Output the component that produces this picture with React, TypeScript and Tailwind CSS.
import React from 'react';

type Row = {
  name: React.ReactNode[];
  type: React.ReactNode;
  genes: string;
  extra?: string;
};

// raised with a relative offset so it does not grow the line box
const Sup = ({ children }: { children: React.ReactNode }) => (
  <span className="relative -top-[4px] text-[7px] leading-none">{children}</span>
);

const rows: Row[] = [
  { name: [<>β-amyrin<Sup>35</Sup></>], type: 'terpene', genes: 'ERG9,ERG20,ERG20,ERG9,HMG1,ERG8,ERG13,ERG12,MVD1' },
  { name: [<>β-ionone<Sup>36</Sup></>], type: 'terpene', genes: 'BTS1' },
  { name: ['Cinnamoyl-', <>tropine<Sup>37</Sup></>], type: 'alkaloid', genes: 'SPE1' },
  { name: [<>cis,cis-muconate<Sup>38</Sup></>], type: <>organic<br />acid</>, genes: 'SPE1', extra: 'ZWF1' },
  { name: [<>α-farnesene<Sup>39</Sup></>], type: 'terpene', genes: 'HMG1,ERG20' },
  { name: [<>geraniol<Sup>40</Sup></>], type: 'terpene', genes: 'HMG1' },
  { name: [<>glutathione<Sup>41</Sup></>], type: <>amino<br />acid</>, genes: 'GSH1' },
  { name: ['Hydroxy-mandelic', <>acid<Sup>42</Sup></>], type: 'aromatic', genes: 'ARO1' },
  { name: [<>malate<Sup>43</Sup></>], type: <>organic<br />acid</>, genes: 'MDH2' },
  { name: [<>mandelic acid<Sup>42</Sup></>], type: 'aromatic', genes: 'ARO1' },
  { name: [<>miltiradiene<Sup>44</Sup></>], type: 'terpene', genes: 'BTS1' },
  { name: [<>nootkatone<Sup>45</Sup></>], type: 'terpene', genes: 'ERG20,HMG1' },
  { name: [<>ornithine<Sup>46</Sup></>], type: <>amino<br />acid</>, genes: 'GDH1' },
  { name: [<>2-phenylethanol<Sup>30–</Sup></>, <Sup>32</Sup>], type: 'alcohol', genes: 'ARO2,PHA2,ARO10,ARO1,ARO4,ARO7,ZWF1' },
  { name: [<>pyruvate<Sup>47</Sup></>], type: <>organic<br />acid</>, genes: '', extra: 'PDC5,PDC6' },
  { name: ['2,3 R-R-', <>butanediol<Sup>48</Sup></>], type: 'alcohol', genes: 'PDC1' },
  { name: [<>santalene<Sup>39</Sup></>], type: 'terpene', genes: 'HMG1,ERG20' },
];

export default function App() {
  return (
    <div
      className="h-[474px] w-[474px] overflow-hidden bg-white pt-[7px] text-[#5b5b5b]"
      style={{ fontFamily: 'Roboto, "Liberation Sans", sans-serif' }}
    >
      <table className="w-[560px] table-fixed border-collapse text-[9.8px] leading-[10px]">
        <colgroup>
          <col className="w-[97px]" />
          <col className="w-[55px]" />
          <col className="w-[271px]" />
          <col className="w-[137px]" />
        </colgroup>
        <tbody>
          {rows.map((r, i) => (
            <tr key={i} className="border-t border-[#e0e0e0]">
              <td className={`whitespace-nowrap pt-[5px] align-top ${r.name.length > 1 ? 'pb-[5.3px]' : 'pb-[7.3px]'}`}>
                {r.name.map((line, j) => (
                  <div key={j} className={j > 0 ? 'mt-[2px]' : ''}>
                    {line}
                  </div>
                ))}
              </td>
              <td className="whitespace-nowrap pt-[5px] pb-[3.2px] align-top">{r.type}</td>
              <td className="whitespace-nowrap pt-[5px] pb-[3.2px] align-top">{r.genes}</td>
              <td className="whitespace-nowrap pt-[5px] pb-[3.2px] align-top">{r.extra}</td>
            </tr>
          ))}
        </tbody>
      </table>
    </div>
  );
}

···

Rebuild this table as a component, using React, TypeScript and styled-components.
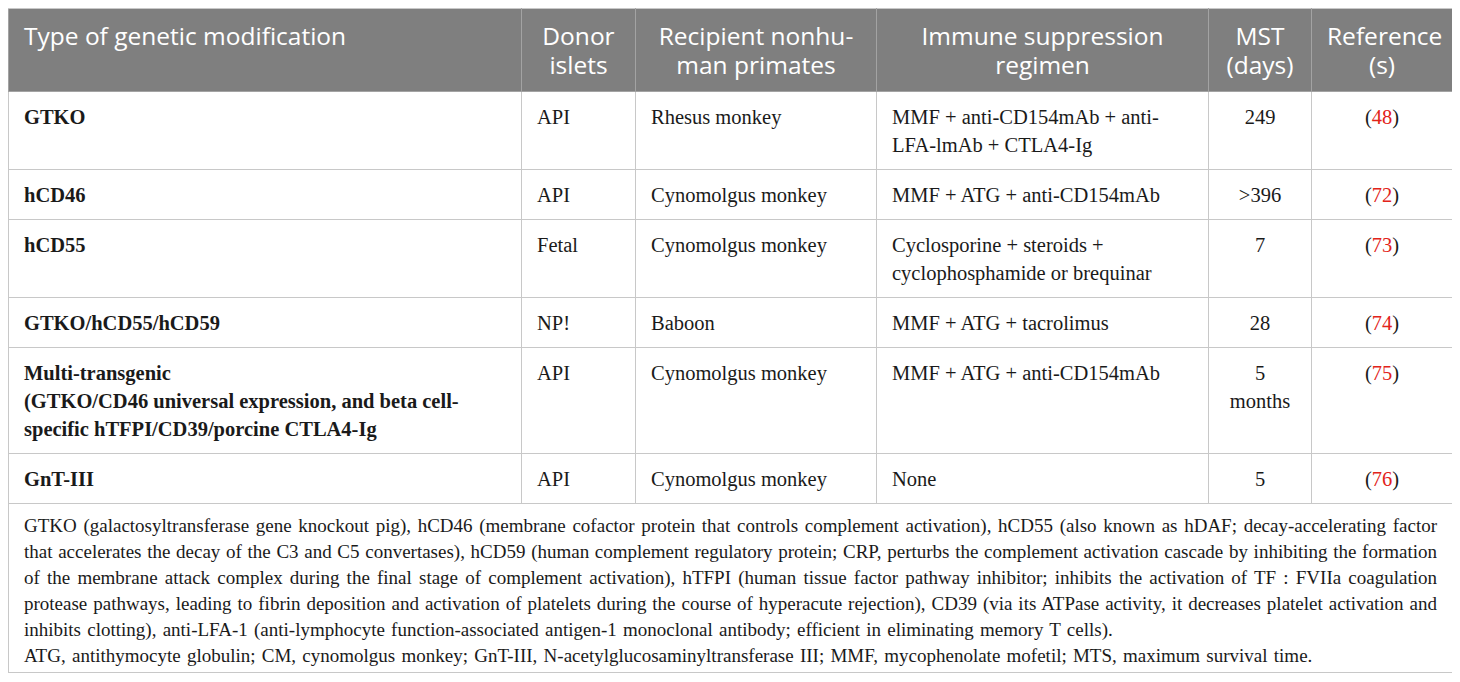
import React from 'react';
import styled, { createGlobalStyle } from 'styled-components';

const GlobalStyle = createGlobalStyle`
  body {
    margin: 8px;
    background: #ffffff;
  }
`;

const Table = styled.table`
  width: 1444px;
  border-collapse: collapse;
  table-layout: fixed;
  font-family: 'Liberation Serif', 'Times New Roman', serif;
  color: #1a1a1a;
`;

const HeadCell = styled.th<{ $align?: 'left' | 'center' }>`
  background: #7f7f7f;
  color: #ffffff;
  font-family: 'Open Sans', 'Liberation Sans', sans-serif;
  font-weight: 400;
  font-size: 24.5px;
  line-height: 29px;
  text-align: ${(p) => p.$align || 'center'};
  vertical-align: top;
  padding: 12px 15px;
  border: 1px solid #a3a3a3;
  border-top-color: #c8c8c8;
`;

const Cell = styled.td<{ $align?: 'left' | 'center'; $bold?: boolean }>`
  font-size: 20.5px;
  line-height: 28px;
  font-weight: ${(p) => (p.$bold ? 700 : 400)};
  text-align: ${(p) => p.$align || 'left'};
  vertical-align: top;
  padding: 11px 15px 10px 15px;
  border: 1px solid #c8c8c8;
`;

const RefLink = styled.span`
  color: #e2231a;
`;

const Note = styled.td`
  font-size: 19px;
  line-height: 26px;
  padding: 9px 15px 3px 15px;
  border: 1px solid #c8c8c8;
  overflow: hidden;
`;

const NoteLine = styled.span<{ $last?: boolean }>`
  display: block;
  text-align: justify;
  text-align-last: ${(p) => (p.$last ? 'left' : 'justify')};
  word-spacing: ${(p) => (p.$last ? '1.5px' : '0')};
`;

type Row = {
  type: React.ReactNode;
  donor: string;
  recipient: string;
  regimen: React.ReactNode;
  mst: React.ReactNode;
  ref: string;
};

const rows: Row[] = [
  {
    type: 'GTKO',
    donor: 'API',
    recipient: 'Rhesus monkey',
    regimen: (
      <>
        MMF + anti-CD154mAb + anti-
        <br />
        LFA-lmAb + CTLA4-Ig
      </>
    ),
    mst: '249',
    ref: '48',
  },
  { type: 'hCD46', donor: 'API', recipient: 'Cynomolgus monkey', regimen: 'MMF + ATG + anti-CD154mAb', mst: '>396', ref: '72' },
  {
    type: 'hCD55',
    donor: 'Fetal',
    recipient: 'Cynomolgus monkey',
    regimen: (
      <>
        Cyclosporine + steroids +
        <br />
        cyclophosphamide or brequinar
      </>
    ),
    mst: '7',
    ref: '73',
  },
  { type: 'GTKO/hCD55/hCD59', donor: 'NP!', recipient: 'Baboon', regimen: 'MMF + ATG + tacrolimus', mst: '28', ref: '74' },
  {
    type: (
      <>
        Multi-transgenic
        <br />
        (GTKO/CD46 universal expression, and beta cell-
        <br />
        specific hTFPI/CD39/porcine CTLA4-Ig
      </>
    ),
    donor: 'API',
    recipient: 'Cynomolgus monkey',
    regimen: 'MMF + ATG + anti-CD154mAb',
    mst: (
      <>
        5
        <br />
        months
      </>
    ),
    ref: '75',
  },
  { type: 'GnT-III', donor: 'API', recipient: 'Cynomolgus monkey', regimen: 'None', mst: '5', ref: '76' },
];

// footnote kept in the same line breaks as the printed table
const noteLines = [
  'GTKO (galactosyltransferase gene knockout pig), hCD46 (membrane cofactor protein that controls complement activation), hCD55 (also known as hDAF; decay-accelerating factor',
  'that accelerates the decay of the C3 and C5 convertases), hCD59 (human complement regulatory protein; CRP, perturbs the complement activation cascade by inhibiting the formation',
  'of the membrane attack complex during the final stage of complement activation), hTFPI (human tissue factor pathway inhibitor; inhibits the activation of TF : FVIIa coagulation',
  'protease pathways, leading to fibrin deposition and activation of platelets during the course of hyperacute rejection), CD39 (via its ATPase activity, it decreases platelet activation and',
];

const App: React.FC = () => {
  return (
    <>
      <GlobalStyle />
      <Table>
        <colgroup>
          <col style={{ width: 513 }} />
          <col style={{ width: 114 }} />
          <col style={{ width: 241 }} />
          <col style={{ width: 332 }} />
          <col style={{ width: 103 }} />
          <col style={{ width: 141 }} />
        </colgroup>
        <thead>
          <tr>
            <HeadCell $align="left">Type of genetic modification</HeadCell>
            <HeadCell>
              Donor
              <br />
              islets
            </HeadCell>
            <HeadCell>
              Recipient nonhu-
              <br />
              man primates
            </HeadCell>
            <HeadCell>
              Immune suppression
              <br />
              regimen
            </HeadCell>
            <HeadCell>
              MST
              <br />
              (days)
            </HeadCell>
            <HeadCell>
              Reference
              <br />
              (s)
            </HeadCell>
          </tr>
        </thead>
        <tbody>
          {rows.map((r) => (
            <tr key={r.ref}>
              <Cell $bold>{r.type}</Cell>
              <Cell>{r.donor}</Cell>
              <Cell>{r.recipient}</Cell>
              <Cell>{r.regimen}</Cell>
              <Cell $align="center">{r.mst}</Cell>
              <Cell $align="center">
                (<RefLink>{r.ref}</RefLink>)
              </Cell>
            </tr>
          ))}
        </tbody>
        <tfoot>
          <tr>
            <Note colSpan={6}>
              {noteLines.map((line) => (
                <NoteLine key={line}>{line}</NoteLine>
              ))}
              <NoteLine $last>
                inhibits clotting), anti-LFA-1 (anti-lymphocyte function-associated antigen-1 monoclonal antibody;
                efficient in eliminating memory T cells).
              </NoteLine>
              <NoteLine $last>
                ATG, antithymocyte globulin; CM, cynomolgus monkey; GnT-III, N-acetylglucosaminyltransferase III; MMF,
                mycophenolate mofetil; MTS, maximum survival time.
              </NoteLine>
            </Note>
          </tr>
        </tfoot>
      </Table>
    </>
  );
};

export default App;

···

In the entries above, identify every line with the word "TypeScript". Copy those lines.

Output the component that produces this picture with React, TypeScript and Tailwind CSS.
Rebuild this table as a component, using React, TypeScript and styled-components.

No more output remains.